= John Wylie (surgeon) =

Scottish military surgeon (1790-1852)

Surgeon General John Wylie CB FRSE FRCS (1790-1852) was a 19th-century Scottish military surgeon.

==Life==

He was born in Glasgow on 20 May 1790 the son of George Wylie. He trained as a surgeon and in 1812 entered the Madras Army of the East India Company as an Assistant Surgeon. He saw active service during the Third Maratha War 1817/18 and was mentioned in dispatches for his actions at the Battle of Corygaum (January 1818).

In 1825 he was promoted full Surgeon and gradually rose through the ranks to be firstly Inspector General of all Indian Hospitals in 1846 then Surgeon General of India in 1851. In 1844 he was one of 29 officers in the Indian Medical Service who was elected a Fellow of the Royal College of Surgeons.

In 1850 he was created a Commander of the Order of the Bath (CB) by Queen Victoria, and was the first medical officer to receive this honour.

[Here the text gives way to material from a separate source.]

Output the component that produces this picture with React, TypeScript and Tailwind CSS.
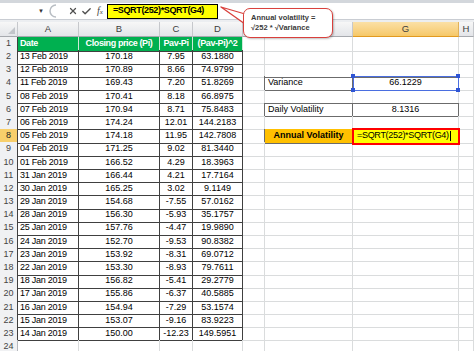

In 1852 he was elected a Fellow of the Royal Society of Edinburgh. His proposer was Andrew Douglas Maclagan.

He died suddenly at his home, Arndean, south of Dollar, Clackmannanshire, on 16 June 1852.

Arndean passed to George Wylie, who was either a son or a nephew. The gardens of Arndean are now open to the public under the Scotland's Gardens Scheme.